***** Provided data
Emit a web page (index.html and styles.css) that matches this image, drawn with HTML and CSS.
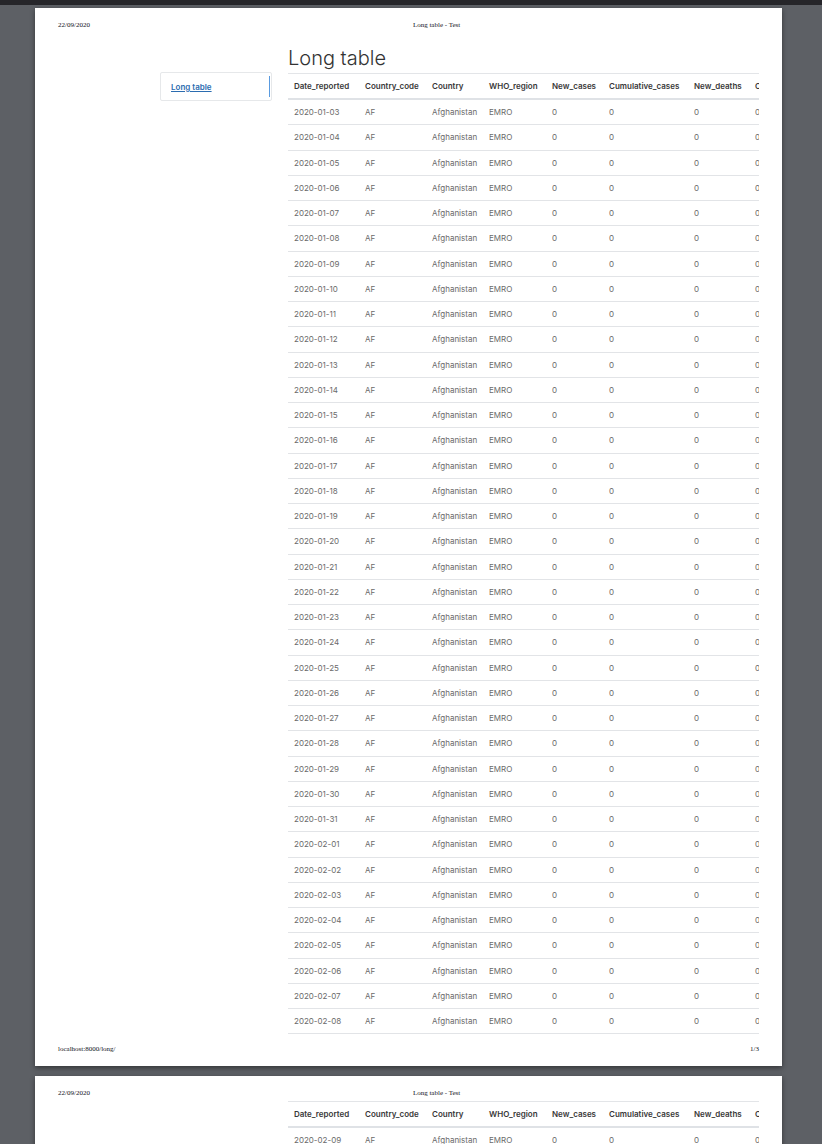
FILE: index.html
```html
<!DOCTYPE html>
<html lang="en">
<head>
<meta charset="utf-8">
<title>Long table - Test</title>
<link rel="stylesheet" href="styles.css">
</head>
<body>
<div class="toolbar"></div>
<div class="viewer">
  <section class="page">
    <div class="print-head"><span class="ph-date">22/09/2020</span><span class="ph-title">Long table - Test</span></div>
    <div class="layout">
      <div class="spacer"></div>
      <nav class="sidebar"><a href="#" class="side-link">Long table</a><span class="side-mark"></span></nav>
      <main class="main">
        <h1 class="title">Long table</h1>
        <div class="table-clip">
          <table class="data">
            <colgroup><col class="c1"><col class="c2"><col class="c3"><col class="c4"><col class="c5"><col class="c6"><col class="c7"><col class="c8"></colgroup>
            <thead><tr><th>Date_reported</th><th>Country_code</th><th>Country</th><th>WHO_region</th><th>New_cases</th><th>Cumulative_cases</th><th>New_deaths</th><th>Cumulative_deaths</th></tr></thead>
            <tbody>
              <tr><td>2020-01-03</td><td>AF</td><td>Afghanistan</td><td>EMRO</td><td>0</td><td>0</td><td>0</td><td>0</td></tr>
              <tr><td>2020-01-04</td><td>AF</td><td>Afghanistan</td><td>EMRO</td><td>0</td><td>0</td><td>0</td><td>0</td></tr>
              <tr><td>2020-01-05</td><td>AF</td><td>Afghanistan</td><td>EMRO</td><td>0</td><td>0</td><td>0</td><td>0</td></tr>
              <tr><td>2020-01-06</td><td>AF</td><td>Afghanistan</td><td>EMRO</td><td>0</td><td>0</td><td>0</td><td>0</td></tr>
              <tr><td>2020-01-07</td><td>AF</td><td>Afghanistan</td><td>EMRO</td><td>0</td><td>0</td><td>0</td><td>0</td></tr>
              <tr><td>2020-01-08</td><td>AF</td><td>Afghanistan</td><td>EMRO</td><td>0</td><td>0</td><td>0</td><td>0</td></tr>
              <tr><td>2020-01-09</td><td>AF</td><td>Afghanistan</td><td>EMRO</td><td>0</td><td>0</td><td>0</td><td>0</td></tr>
              <tr><td>2020-01-10</td><td>AF</td><td>Afghanistan</td><td>EMRO</td><td>0</td><td>0</td><td>0</td><td>0</td></tr>
              <tr><td>2020-01-11</td><td>AF</td><td>Afghanistan</td><td>EMRO</td><td>0</td><td>0</td><td>0</td><td>0</td></tr>
              <tr><td>2020-01-12</td><td>AF</td><td>Afghanistan</td><td>EMRO</td><td>0</td><td>0</td><td>0</td><td>0</td></tr>
              <tr><td>2020-01-13</td><td>AF</td><td>Afghanistan</td><td>EMRO</td><td>0</td><td>0</td><td>0</td><td>0</td></tr>
              <tr><td>2020-01-14</td><td>AF</td><td>Afghanistan</td><td>EMRO</td><td>0</td><td>0</td><td>0</td><td>0</td></tr>
              <tr><td>2020-01-15</td><td>AF</td><td>Afghanistan</td><td>EMRO</td><td>0</td><td>0</td><td>0</td><td>0</td></tr>
              <tr><td>2020-01-16</td><td>AF</td><td>Afghanistan</td><td>EMRO</td><td>0</td><td>0</td><td>0</td><td>0</td></tr>
              <tr><td>2020-01-17</td><td>AF</td><td>Afghanistan</td><td>EMRO</td><td>0</td><td>0</td><td>0</td><td>0</td></tr>
              <tr><td>2020-01-18</td><td>AF</td><td>Afghanistan</td><td>EMRO</td><td>0</td><td>0</td><td>0</td><td>0</td></tr>
              <tr><td>2020-01-19</td><td>AF</td><td>Afghanistan</td><td>EMRO</td><td>0</td><td>0</td><td>0</td><td>0</td></tr>
              <tr><td>2020-01-20</td><td>AF</td><td>Afghanistan</td><td>EMRO</td><td>0</td><td>0</td><td>0</td><td>0</td></tr>
              <tr><td>2020-01-21</td><td>AF</td><td>Afghanistan</td><td>EMRO</td><td>0</td><td>0</td><td>0</td><td>0</td></tr>
              <tr><td>2020-01-22</td><td>AF</td><td>Afghanistan</td><td>EMRO</td><td>0</td><td>0</td><td>0</td><td>0</td></tr>
              <tr><td>2020-01-23</td><td>AF</td><td>Afghanistan</td><td>EMRO</td><td>0</td><td>0</td><td>0</td><td>0</td></tr>
              <tr><td>2020-01-24</td><td>AF</td><td>Afghanistan</td><td>EMRO</td><td>0</td><td>0</td><td>0</td><td>0</td></tr>
              <tr><td>2020-01-25</td><td>AF</td><td>Afghanistan</td><td>EMRO</td><td>0</td><td>0</td><td>0</td><td>0</td></tr>
              <tr><td>2020-01-26</td><td>AF</td><td>Afghanistan</td><td>EMRO</td><td>0</td><td>0</td><td>0</td><td>0</td></tr>
              <tr><td>2020-01-27</td><td>AF</td><td>Afghanistan</td><td>EMRO</td><td>0</td><td>0</td><td>0</td><td>0</td></tr>
              <tr><td>2020-01-28</td><td>AF</td><td>Afghanistan</td><td>EMRO</td><td>0</td><td>0</td><td>0</td><td>0</td></tr>
              <tr><td>2020-01-29</td><td>AF</td><td>Afghanistan</td><td>EMRO</td><td>0</td><td>0</td><td>0</td><td>0</td></tr>
              <tr><td>2020-01-30</td><td>AF</td><td>Afghanistan</td><td>EMRO</td><td>0</td><td>0</td><td>0</td><td>0</td></tr>
              <tr><td>2020-01-31</td><td>AF</td><td>Afghanistan</td><td>EMRO</td><td>0</td><td>0</td><td>0</td><td>0</td></tr>
              <tr><td>2020-02-01</td><td>AF</td><td>Afghanistan</td><td>EMRO</td><td>0</td><td>0</td><td>0</td><td>0</td></tr>
              <tr><td>2020-02-02</td><td>AF</td><td>Afghanistan</td><td>EMRO</td><td>0</td><td>0</td><td>0</td><td>0</td></tr>
              <tr><td>2020-02-03</td><td>AF</td><td>Afghanistan</td><td>EMRO</td><td>0</td><td>0</td><td>0</td><td>0</td></tr>
              <tr><td>2020-02-04</td><td>AF</td><td>Afghanistan</td><td>EMRO</td><td>0</td><td>0</td><td>0</td><td>0</td></tr>
              <tr><td>2020-02-05</td><td>AF</td><td>Afghanistan</td><td>EMRO</td><td>0</td><td>0</td><td>0</td><td>0</td></tr>
              <tr><td>2020-02-06</td><td>AF</td><td>Afghanistan</td><td>EMRO</td><td>0</td><td>0</td><td>0</td><td>0</td></tr>
              <tr><td>2020-02-07</td><td>AF</td><td>Afghanistan</td><td>EMRO</td><td>0</td><td>0</td><td>0</td><td>0</td></tr>
              <tr><td>2020-02-08</td><td>AF</td><td>Afghanistan</td><td>EMRO</td><td>0</td><td>0</td><td>0</td><td>0</td></tr>
            </tbody>
          </table>
        </div>
      </main>
    </div>
    <div class="print-foot"><span>localhost:8000/long/</span><span>1/3</span></div>
  </section>
  <section class="page">
    <div class="print-head"><span class="ph-date">22/09/2020</span><span class="ph-title">Long table - Test</span></div>
    <div class="layout cont">
      <div class="spacer"></div>
      <div class="spacer"></div>
      <main class="main">
        <div class="table-clip">
          <table class="data">
            <colgroup><col class="c1"><col class="c2"><col class="c3"><col class="c4"><col class="c5"><col class="c6"><col class="c7"><col class="c8"></colgroup>
            <thead><tr><th>Date_reported</th><th>Country_code</th><th>Country</th><th>WHO_region</th><th>New_cases</th><th>Cumulative_cases</th><th>New_deaths</th><th>Cumulative_deaths</th></tr></thead>
            <tbody>
              <tr><td>2020-02-09</td><td>AF</td><td>Afghanistan</td><td>EMRO</td><td>0</td><td>0</td><td>0</td><td>0</td></tr>
              <tr><td>2020-02-10</td><td>AF</td><td>Afghanistan</td><td>EMRO</td><td>0</td><td>0</td><td>0</td><td>0</td></tr>
            </tbody>
          </table>
        </div>
      </main>
    </div>
  </section>
</div>
</body>
</html>
```

FILE: styles.css
```css
html, body {
  margin: 0;
  padding: 0;
}
body {
  background: #5d6065;
  height: 1144px;
  overflow: hidden;
  font-family: Inter, "Noto Sans", sans-serif;
}
.toolbar {
  height: 5px;
  background: #26262a;
}
.viewer {
  display: flex;
  flex-direction: column;
  align-items: flex-start;
  gap: 10px;
  padding: 3px 0 0 35px;
}
.page {
  width: 747px;
  height: 1058px;
  background: #fff;
  box-shadow: 0 2px 5px rgba(0, 0, 0, 0.45);
  display: flex;
  flex-direction: column;
  padding: 0 23px;
  box-sizing: border-box;
  flex-shrink: 0;
}
.print-head, .print-foot {
  font-family: "Liberation Serif", serif;
  font-size: 7px;
  color: #111122;
  display: flex;
  line-height: 8px;
}
.print-head {
  padding-top: 13px;
}
.ph-title {
  margin-left: 323px;
}
.print-foot {
  margin-top: auto;
  justify-content: space-between;
  padding-bottom: 13px;
}
.layout {
  display: grid;
  grid-template-columns: 102px 112px 1fr;
  column-gap: 0;
}
.layout .main {
  margin-left: 16px;
  min-width: 0;
}
.sidebar {
  margin-top: 43px;
  height: 29px;
  border: 1px solid #e6e8ea;
  border-radius: 2px;
  display: flex;
  align-items: center;
  justify-content: space-between;
  padding: 0 1px 0 10px;
  box-sizing: border-box;
}
.side-link {
  font-size: 8px;
  font-weight: 600;
  color: #2b6cb0;
  text-decoration: underline;
}
.side-mark {
  width: 1px;
  height: 21px;
  background: #5a9be0;
}
.title {
  margin: 16px 0 2px;
  font-size: 20px;
  font-weight: 300;
  line-height: 26px;
  color: #333;
}
.cont .main {
  margin-top: 4px;
}
.table-clip {
  overflow: hidden;
  width: 471px;
}
.data {
  border-collapse: collapse;
  table-layout: fixed;
  width: 541px;
  font-size: 8px;
  text-align: left;
}
.c1 { width: 71px; }
.c2 { width: 67px; }
.c3 { width: 57px; }
.c4 { width: 63px; }
.c5 { width: 57px; }
.c6 { width: 85px; }
.c7 { width: 61px; }
.c8 { width: 80px; }
.data th {
  height: 24px;
  padding: 0 6px;
  border-top: 1px solid #e3e5e8;
  border-bottom: 2px solid #dfe2e6;
  font-weight: 600;
  color: #383838;
  white-space: nowrap;
}
.data td {
  height: 24.25px;
  padding: 0 6px;
  border-bottom: 1px solid #e2e4e7;
  color: #6a6a6a;
  white-space: nowrap;
}
```
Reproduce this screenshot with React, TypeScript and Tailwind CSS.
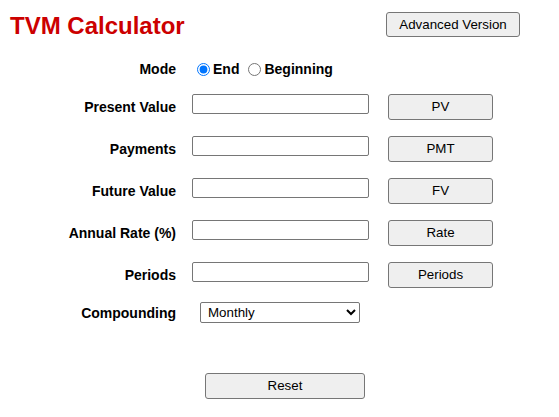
**********
What to work on - Look through the entries and find each line that has the string "with". Copy those lines.

Full solution -
Emit a web page (index.html and styles.css) that matches this image, drawn with HTML and CSS.
Reproduce this screenshot with React, TypeScript and Tailwind CSS.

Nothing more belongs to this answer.